What the task requires
Spot every line with the word "screenshot" and return it.

(Front-end source files)
=-=-=

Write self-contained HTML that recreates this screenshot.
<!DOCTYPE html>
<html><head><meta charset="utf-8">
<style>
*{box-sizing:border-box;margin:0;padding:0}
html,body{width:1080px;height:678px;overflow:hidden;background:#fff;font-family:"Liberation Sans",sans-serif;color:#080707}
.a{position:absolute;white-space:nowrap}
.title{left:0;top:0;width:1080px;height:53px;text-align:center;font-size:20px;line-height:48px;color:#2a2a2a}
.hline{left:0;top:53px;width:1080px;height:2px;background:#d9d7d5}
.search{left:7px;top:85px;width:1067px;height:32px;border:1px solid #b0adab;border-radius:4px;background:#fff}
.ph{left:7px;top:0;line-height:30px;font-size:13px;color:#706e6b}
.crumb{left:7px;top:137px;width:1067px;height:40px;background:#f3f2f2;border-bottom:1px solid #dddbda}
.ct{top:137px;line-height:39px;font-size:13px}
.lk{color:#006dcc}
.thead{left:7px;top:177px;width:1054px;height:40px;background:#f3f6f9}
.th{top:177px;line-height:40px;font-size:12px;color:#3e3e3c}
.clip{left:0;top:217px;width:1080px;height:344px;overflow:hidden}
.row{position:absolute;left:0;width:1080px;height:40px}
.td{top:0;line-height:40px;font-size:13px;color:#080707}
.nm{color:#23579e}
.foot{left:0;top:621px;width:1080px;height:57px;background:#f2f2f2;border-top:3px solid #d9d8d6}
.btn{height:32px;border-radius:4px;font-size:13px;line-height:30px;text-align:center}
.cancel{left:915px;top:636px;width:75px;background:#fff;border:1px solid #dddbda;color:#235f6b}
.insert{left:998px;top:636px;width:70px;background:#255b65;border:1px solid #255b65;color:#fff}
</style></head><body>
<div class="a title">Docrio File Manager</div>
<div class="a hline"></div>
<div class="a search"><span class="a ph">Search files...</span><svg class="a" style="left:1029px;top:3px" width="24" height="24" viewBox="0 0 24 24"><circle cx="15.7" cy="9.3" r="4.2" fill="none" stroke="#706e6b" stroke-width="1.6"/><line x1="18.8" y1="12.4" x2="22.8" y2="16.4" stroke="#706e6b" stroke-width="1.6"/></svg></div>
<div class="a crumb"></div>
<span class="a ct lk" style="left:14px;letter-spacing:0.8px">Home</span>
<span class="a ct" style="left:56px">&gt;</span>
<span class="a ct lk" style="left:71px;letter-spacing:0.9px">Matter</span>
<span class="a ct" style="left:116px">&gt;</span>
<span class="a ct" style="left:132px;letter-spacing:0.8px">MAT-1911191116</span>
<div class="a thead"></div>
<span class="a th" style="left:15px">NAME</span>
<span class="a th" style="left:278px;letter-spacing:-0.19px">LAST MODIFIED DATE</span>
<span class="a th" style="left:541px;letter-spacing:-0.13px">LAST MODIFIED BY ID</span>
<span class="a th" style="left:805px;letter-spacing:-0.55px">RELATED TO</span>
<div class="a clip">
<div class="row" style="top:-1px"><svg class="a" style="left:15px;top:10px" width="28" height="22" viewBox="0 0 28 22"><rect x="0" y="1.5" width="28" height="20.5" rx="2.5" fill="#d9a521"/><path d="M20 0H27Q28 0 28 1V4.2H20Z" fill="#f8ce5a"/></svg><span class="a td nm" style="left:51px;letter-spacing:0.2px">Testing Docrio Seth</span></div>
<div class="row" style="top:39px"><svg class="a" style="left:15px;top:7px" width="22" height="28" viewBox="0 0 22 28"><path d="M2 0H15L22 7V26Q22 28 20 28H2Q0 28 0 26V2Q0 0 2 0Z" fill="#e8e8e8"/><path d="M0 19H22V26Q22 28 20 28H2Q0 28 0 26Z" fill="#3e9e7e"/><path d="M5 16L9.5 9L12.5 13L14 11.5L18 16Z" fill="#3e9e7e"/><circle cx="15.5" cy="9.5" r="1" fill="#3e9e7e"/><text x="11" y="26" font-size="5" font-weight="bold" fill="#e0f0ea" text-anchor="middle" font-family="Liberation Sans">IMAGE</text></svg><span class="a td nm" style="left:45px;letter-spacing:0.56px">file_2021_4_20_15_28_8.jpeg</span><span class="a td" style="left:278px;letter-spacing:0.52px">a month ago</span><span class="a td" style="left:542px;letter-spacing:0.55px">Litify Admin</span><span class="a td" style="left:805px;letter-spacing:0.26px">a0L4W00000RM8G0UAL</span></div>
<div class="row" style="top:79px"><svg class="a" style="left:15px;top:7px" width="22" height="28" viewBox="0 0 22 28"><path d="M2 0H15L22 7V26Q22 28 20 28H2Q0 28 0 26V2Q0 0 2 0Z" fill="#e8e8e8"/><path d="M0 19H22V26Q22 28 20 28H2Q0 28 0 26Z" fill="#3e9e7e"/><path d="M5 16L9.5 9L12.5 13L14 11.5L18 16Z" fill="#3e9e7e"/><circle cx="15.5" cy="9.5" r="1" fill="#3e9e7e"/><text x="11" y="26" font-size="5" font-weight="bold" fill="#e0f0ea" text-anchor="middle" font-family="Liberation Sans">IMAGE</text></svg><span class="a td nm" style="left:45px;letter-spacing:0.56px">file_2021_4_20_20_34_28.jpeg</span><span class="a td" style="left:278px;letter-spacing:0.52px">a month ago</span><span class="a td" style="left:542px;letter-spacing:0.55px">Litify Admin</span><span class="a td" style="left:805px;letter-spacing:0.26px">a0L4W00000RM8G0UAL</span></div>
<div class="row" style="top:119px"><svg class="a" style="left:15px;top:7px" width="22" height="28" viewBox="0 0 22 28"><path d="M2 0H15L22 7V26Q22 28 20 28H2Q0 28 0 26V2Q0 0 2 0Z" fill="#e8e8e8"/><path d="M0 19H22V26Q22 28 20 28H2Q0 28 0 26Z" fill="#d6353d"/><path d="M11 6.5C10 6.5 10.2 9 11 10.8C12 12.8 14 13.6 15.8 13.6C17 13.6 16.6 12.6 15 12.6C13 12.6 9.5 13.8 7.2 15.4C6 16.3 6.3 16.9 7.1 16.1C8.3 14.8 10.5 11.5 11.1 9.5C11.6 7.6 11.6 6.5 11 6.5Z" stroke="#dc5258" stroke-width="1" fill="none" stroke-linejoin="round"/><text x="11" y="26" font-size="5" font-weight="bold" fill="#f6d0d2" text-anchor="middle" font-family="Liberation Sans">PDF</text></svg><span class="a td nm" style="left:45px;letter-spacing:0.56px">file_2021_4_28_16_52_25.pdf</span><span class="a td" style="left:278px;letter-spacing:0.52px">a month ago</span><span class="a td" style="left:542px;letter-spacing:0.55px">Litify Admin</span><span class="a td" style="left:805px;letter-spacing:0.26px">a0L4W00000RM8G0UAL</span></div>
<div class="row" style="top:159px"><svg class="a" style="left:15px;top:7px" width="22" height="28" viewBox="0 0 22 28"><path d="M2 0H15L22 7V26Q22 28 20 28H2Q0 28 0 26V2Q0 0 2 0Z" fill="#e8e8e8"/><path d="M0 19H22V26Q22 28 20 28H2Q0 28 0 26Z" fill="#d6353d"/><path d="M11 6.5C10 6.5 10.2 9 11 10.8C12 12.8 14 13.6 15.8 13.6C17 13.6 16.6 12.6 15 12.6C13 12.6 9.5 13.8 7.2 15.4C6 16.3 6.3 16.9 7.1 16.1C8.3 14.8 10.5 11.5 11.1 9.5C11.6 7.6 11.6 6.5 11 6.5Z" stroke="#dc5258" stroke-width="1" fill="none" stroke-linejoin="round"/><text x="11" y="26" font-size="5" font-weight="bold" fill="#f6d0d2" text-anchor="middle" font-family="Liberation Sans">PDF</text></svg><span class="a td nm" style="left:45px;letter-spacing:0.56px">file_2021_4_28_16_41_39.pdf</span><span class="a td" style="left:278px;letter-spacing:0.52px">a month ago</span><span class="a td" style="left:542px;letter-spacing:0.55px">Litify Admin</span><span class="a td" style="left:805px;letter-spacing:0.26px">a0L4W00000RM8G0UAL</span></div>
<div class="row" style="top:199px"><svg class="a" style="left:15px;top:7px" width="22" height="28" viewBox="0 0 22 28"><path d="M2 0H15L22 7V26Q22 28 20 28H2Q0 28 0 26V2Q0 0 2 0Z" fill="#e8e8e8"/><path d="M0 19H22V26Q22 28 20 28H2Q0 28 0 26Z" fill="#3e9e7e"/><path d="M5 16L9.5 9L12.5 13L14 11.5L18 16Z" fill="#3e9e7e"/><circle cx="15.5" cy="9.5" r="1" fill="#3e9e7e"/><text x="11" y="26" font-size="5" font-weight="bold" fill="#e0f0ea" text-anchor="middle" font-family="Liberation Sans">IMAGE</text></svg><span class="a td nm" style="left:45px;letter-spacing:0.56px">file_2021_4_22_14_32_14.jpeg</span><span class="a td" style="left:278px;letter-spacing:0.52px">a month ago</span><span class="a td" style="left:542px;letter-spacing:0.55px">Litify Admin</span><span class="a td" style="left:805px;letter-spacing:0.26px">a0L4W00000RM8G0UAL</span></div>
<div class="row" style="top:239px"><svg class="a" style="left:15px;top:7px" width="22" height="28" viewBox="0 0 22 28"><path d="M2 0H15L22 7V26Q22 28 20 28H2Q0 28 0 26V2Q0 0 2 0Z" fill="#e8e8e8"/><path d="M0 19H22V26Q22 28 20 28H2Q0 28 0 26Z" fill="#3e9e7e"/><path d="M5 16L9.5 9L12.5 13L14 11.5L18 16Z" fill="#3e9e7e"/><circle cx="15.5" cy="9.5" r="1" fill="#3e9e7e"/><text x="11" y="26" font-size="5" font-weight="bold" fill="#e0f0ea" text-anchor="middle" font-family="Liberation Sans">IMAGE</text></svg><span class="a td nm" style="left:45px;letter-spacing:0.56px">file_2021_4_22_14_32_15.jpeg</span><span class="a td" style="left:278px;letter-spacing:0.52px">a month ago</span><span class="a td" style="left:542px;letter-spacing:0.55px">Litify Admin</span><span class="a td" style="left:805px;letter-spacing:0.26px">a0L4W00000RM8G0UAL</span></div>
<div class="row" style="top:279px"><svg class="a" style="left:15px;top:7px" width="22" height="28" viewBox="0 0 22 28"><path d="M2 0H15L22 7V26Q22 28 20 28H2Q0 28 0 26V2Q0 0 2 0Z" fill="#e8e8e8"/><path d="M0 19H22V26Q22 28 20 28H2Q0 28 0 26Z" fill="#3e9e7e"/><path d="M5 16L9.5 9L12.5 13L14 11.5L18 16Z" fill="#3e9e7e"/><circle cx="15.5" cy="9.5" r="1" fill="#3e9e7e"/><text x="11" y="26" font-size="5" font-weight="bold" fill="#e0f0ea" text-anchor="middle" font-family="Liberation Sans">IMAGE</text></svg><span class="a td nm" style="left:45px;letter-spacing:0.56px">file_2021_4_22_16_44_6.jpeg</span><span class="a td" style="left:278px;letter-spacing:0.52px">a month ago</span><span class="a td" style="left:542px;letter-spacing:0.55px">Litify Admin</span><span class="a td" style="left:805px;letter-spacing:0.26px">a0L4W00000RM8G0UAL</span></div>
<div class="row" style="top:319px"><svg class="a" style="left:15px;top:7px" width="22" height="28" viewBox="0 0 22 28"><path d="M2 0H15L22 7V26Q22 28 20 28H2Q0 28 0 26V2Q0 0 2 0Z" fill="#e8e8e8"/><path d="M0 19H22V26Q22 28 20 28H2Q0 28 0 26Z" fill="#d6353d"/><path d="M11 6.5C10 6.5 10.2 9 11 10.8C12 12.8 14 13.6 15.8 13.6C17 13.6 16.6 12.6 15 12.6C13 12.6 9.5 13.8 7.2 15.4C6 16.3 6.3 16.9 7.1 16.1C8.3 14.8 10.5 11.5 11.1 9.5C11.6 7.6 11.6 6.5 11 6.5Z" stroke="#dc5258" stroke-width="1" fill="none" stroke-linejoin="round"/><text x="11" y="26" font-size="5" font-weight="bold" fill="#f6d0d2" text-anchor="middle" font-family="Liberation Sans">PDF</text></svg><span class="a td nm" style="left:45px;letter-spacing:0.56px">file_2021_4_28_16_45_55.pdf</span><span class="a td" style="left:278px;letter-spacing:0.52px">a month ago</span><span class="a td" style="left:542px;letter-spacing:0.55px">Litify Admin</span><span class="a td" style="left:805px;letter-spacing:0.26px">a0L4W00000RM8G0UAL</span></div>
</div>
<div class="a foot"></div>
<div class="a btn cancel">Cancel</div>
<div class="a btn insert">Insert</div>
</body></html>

=-=-=

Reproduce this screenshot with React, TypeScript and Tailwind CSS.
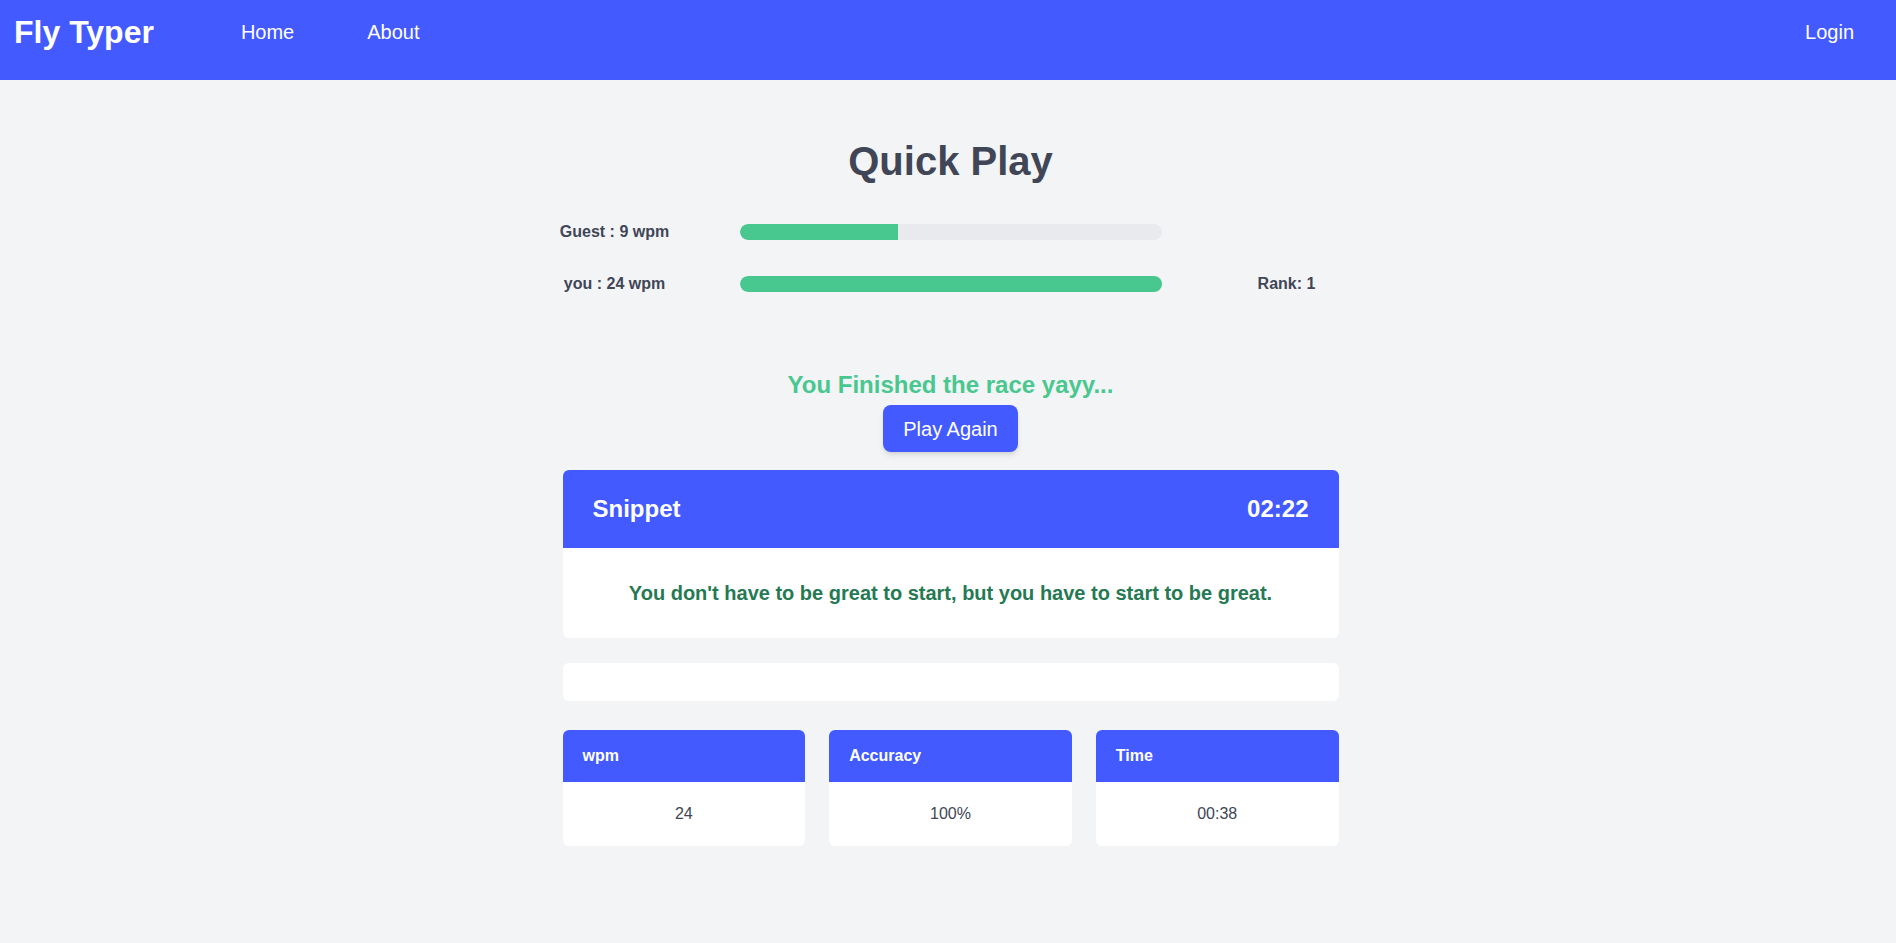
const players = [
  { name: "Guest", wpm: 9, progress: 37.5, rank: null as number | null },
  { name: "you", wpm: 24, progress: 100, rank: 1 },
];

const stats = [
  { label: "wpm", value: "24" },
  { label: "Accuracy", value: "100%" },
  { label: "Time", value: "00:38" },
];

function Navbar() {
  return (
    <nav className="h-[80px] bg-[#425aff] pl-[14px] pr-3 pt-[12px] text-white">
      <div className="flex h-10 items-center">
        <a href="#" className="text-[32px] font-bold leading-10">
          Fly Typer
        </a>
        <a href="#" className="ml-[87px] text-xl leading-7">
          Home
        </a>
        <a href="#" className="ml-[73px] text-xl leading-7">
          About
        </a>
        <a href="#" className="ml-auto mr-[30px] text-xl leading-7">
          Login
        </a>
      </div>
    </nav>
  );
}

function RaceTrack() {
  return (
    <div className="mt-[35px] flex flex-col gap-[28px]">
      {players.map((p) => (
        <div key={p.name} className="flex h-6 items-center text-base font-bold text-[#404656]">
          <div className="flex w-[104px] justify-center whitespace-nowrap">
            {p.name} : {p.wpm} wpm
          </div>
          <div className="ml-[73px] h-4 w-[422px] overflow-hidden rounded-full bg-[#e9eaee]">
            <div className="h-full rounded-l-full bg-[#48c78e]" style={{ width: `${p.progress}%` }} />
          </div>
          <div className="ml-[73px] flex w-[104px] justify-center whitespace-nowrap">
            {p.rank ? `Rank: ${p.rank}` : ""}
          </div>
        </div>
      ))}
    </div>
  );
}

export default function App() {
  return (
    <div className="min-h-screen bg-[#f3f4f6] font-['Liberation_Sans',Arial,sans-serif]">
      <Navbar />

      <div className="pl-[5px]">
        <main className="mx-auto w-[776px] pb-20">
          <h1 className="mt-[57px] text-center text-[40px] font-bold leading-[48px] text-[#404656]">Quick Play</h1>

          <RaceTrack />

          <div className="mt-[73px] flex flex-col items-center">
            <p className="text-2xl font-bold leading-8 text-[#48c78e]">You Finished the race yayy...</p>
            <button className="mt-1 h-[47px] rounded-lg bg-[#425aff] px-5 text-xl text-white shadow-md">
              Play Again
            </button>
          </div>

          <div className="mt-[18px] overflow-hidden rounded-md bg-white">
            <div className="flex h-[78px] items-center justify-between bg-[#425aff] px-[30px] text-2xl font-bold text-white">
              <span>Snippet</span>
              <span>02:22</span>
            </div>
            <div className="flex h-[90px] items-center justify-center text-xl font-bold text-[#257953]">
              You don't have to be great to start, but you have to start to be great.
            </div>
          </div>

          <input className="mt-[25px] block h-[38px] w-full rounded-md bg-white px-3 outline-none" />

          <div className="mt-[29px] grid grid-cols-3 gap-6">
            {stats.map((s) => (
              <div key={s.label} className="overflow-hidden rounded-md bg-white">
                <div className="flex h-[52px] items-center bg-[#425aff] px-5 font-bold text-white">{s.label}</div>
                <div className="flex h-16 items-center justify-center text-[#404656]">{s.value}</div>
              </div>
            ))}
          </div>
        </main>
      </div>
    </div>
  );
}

=-=-=

Response
Write self-contained HTML that recreates this screenshot.
Reproduce this screenshot with React, TypeScript and Tailwind CSS.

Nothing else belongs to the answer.